» **Stated exercise**: Reproduce each line of the material exactly, minus any picture.

» **Data extract**:
------
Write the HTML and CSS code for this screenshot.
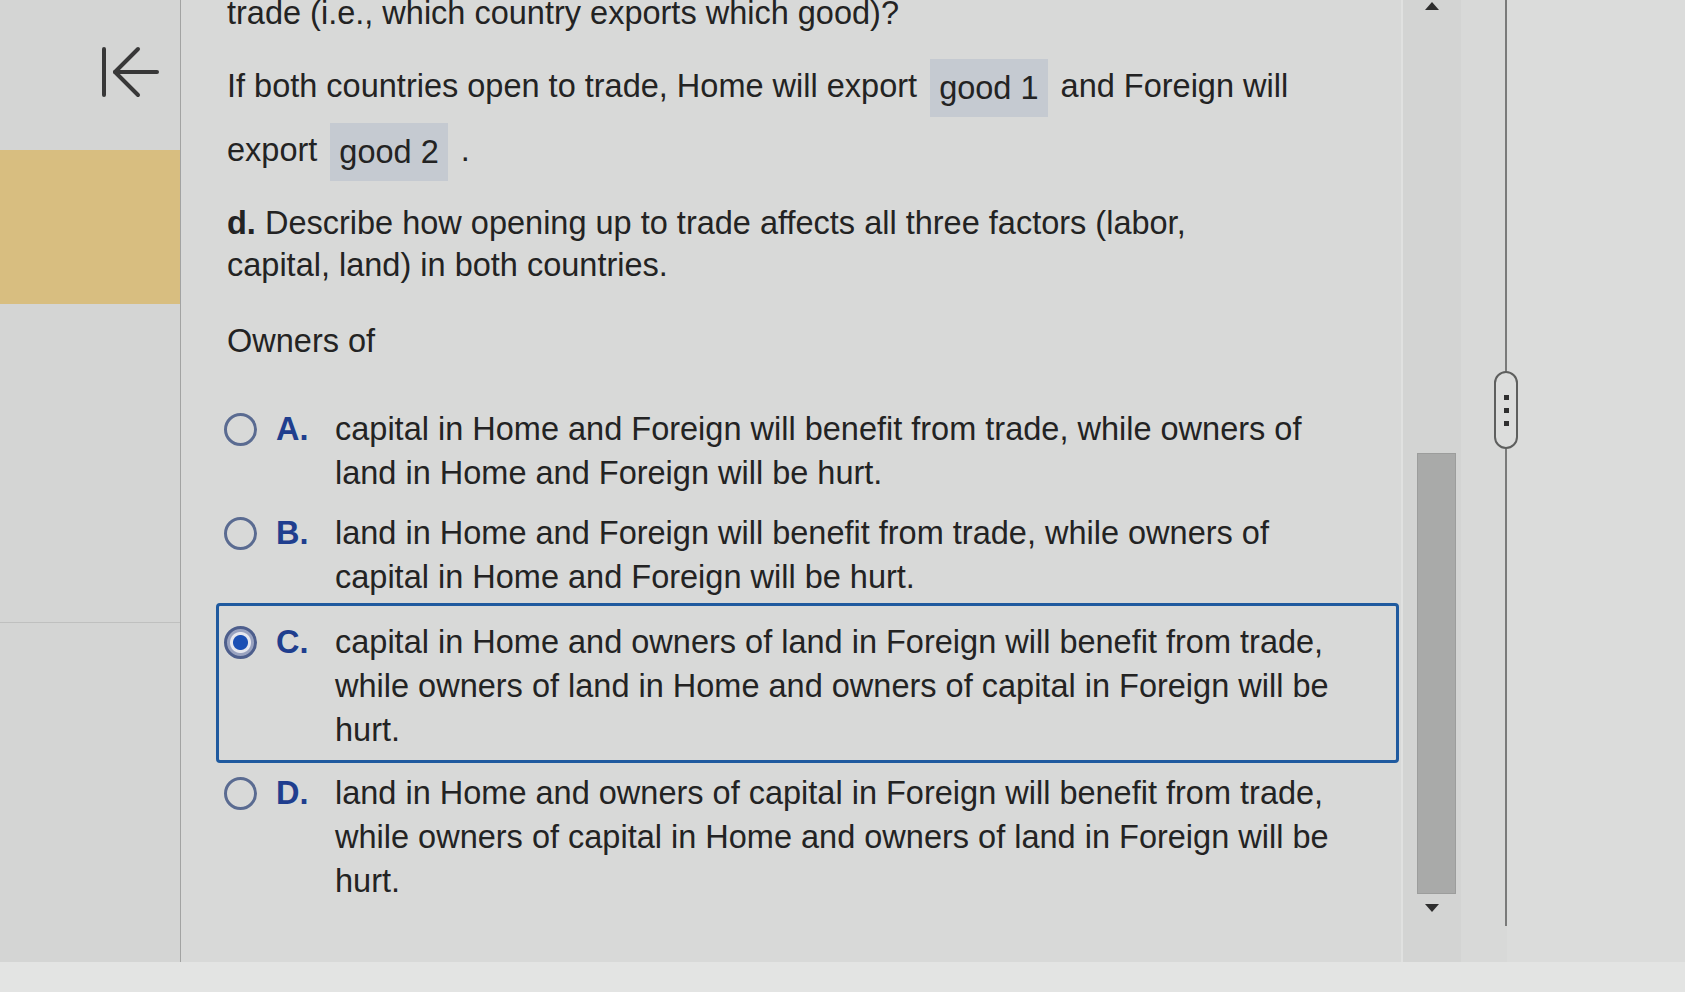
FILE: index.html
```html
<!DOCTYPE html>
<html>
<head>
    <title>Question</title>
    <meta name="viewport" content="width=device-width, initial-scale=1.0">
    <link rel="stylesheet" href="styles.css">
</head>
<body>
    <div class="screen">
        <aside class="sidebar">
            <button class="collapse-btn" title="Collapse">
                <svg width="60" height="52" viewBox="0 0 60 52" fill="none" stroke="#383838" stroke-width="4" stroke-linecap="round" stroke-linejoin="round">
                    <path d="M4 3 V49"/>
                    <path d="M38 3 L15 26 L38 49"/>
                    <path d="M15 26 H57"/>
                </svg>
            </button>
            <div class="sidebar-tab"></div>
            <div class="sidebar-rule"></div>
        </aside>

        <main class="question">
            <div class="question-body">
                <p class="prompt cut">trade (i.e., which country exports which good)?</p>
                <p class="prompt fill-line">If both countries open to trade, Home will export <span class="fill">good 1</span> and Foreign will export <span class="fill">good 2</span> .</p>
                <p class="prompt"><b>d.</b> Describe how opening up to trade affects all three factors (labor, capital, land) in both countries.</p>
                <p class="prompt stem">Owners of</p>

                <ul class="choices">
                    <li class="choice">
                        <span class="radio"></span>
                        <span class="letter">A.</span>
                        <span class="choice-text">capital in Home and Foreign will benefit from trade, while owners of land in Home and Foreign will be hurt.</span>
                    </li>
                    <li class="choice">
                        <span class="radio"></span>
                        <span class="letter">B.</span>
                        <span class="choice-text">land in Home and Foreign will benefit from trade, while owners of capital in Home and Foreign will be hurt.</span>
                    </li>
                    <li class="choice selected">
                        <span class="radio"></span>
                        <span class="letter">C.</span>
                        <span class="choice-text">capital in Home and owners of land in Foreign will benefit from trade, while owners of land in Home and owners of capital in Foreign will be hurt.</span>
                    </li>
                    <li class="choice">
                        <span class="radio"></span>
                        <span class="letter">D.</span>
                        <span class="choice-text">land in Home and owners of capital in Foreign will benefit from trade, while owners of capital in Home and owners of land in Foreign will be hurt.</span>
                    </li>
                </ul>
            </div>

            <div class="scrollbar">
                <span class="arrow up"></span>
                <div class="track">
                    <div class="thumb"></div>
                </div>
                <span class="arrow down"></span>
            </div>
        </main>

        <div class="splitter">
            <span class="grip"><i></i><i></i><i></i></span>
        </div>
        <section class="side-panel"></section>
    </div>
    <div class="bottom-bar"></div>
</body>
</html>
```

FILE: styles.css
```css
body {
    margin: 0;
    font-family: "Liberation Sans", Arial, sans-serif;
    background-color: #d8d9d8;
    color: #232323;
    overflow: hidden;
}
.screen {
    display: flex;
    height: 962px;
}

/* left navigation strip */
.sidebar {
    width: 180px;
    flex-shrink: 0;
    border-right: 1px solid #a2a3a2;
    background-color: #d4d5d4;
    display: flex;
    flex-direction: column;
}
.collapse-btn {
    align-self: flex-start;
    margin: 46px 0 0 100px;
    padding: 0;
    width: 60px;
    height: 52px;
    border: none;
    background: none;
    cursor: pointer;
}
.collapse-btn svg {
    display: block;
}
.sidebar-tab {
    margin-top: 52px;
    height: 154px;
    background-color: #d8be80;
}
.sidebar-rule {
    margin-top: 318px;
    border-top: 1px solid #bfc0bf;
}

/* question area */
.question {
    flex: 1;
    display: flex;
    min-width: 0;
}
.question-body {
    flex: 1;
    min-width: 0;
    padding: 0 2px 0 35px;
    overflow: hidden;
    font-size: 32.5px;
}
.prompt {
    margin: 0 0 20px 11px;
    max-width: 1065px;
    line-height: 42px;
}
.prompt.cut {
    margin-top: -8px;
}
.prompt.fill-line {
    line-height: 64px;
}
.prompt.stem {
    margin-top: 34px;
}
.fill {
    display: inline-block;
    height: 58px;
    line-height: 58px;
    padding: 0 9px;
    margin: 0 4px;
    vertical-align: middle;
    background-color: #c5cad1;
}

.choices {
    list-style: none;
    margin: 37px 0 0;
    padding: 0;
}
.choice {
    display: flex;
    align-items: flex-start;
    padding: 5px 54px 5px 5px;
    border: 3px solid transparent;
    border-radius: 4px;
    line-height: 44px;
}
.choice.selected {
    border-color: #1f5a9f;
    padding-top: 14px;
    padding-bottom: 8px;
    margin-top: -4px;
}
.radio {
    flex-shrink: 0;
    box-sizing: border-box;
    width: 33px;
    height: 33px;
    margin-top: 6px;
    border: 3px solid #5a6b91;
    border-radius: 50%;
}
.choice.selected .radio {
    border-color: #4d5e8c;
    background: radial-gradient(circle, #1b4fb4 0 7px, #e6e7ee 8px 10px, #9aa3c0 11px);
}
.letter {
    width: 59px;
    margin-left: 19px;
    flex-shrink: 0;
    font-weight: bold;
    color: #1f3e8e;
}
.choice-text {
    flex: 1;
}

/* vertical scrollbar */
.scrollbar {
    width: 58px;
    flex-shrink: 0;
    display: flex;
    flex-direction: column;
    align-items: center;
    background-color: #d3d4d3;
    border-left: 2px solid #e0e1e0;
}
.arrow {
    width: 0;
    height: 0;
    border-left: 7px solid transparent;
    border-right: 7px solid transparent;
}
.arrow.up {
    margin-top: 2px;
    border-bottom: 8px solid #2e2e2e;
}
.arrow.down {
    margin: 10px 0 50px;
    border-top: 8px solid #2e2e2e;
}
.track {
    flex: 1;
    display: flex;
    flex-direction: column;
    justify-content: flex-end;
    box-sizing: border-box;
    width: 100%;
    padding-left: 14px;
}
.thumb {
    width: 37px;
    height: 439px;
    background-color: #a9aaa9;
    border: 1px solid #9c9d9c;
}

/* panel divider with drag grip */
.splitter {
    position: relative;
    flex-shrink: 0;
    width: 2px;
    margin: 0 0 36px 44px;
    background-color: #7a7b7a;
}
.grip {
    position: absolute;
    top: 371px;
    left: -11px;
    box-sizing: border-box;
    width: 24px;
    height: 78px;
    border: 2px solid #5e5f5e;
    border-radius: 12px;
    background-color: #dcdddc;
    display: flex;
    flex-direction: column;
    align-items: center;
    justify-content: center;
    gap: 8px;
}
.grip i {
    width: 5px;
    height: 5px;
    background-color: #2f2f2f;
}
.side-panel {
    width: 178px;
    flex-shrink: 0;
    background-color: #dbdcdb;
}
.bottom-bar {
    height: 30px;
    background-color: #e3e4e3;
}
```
------
» **Response to the task**:
Write the HTML and CSS code for this screenshot.
FILE: index.html
```html
<!DOCTYPE html>
<html>
<head>
    <title>Question</title>
    <meta name="viewport" content="width=device-width, initial-scale=1.0">
    <link rel="stylesheet" href="styles.css">
</head>
<body>
    <div class="screen">
        <aside class="sidebar">
            <button class="collapse-btn" title="Collapse">
                <svg width="60" height="52" viewBox="0 0 60 52" fill="none" stroke="#383838" stroke-width="4" stroke-linecap="round" stroke-linejoin="round">
                    <path d="M4 3 V49"/>
                    <path d="M38 3 L15 26 L38 49"/>
                    <path d="M15 26 H57"/>
                </svg>
            </button>
            <div class="sidebar-tab"></div>
            <div class="sidebar-rule"></div>
        </aside>

        <main class="question">
            <div class="question-body">
                <p class="prompt cut">trade (i.e., which country exports which good)?</p>
                <p class="prompt fill-line">If both countries open to trade, Home will export <span class="fill">good 1</span> and Foreign will export <span class="fill">good 2</span> .</p>
                <p class="prompt"><b>d.</b> Describe how opening up to trade affects all three factors (labor, capital, land) in both countries.</p>
                <p class="prompt stem">Owners of</p>

                <ul class="choices">
                    <li class="choice">
                        <span class="radio"></span>
                        <span class="letter">A.</span>
                        <span class="choice-text">capital in Home and Foreign will benefit from trade, while owners of land in Home and Foreign will be hurt.</span>
                    </li>
                    <li class="choice">
                        <span class="radio"></span>
                        <span class="letter">B.</span>
                        <span class="choice-text">land in Home and Foreign will benefit from trade, while owners of capital in Home and Foreign will be hurt.</span>
                    </li>
                    <li class="choice selected">
                        <span class="radio"></span>
                        <span class="letter">C.</span>
                        <span class="choice-text">capital in Home and owners of land in Foreign will benefit from trade, while owners of land in Home and owners of capital in Foreign will be hurt.</span>
                    </li>
                    <li class="choice">
                        <span class="radio"></span>
                        <span class="letter">D.</span>
                        <span class="choice-text">land in Home and owners of capital in Foreign will benefit from trade, while owners of capital in Home and owners of land in Foreign will be hurt.</span>
                    </li>
                </ul>
            </div>

            <div class="scrollbar">
                <span class="arrow up"></span>
                <div class="track">
                    <div class="thumb"></div>
                </div>
                <span class="arrow down"></span>
            </div>
        </main>

        <div class="splitter">
            <span class="grip"><i></i><i></i><i></i></span>
        </div>
        <section class="side-panel"></section>
    </div>
    <div class="bottom-bar"></div>
</body>
</html>
```

FILE: styles.css
```css
body {
    margin: 0;
    font-family: "Liberation Sans", Arial, sans-serif;
    background-color: #d8d9d8;
    color: #232323;
    overflow: hidden;
}
.screen {
    display: flex;
    height: 962px;
}

/* left navigation strip */
.sidebar {
    width: 180px;
    flex-shrink: 0;
    border-right: 1px solid #a2a3a2;
    background-color: #d4d5d4;
    display: flex;
    flex-direction: column;
}
.collapse-btn {
    align-self: flex-start;
    margin: 46px 0 0 100px;
    padding: 0;
    width: 60px;
    height: 52px;
    border: none;
    background: none;
    cursor: pointer;
}
.collapse-btn svg {
    display: block;
}
.sidebar-tab {
    margin-top: 52px;
    height: 154px;
    background-color: #d8be80;
}
.sidebar-rule {
    margin-top: 318px;
    border-top: 1px solid #bfc0bf;
}

/* question area */
.question {
    flex: 1;
    display: flex;
    min-width: 0;
}
.question-body {
    flex: 1;
    min-width: 0;
    padding: 0 2px 0 35px;
    overflow: hidden;
    font-size: 32.5px;
}
.prompt {
    margin: 0 0 20px 11px;
    max-width: 1065px;
    line-height: 42px;
}
.prompt.cut {
    margin-top: -8px;
}
.prompt.fill-line {
    line-height: 64px;
}
.prompt.stem {
    margin-top: 34px;
}
.fill {
    display: inline-block;
    height: 58px;
    line-height: 58px;
    padding: 0 9px;
    margin: 0 4px;
    vertical-align: middle;
    background-color: #c5cad1;
}

.choices {
    list-style: none;
    margin: 37px 0 0;
    padding: 0;
}
.choice {
    display: flex;
    align-items: flex-start;
    padding: 5px 54px 5px 5px;
    border: 3px solid transparent;
    border-radius: 4px;
    line-height: 44px;
}
.choice.selected {
    border-color: #1f5a9f;
    padding-top: 14px;
    padding-bottom: 8px;
    margin-top: -4px;
}
.radio {
    flex-shrink: 0;
    box-sizing: border-box;
    width: 33px;
    height: 33px;
    margin-top: 6px;
    border: 3px solid #5a6b91;
    border-radius: 50%;
}
.choice.selected .radio {
    border-color: #4d5e8c;
    background: radial-gradient(circle, #1b4fb4 0 7px, #e6e7ee 8px 10px, #9aa3c0 11px);
}
.letter {
    width: 59px;
    margin-left: 19px;
    flex-shrink: 0;
    font-weight: bold;
    color: #1f3e8e;
}
.choice-text {
    flex: 1;
}

/* vertical scrollbar */
.scrollbar {
    width: 58px;
    flex-shrink: 0;
    display: flex;
    flex-direction: column;
    align-items: center;
    background-color: #d3d4d3;
    border-left: 2px solid #e0e1e0;
}
.arrow {
    width: 0;
    height: 0;
    border-left: 7px solid transparent;
    border-right: 7px solid transparent;
}
.arrow.up {
    margin-top: 2px;
    border-bottom: 8px solid #2e2e2e;
}
.arrow.down {
    margin: 10px 0 50px;
    border-top: 8px solid #2e2e2e;
}
.track {
    flex: 1;
    display: flex;
    flex-direction: column;
    justify-content: flex-end;
    box-sizing: border-box;
    width: 100%;
    padding-left: 14px;
}
.thumb {
    width: 37px;
    height: 439px;
    background-color: #a9aaa9;
    border: 1px solid #9c9d9c;
}

/* panel divider with drag grip */
.splitter {
    position: relative;
    flex-shrink: 0;
    width: 2px;
    margin: 0 0 36px 44px;
    background-color: #7a7b7a;
}
.grip {
    position: absolute;
    top: 371px;
    left: -11px;
    box-sizing: border-box;
    width: 24px;
    height: 78px;
    border: 2px solid #5e5f5e;
    border-radius: 12px;
    background-color: #dcdddc;
    display: flex;
    flex-direction: column;
    align-items: center;
    justify-content: center;
    gap: 8px;
}
.grip i {
    width: 5px;
    height: 5px;
    background-color: #2f2f2f;
}
.side-panel {
    width: 178px;
    flex-shrink: 0;
    background-color: #dbdcdb;
}
.bottom-bar {
    height: 30px;
    background-color: #e3e4e3;
}
```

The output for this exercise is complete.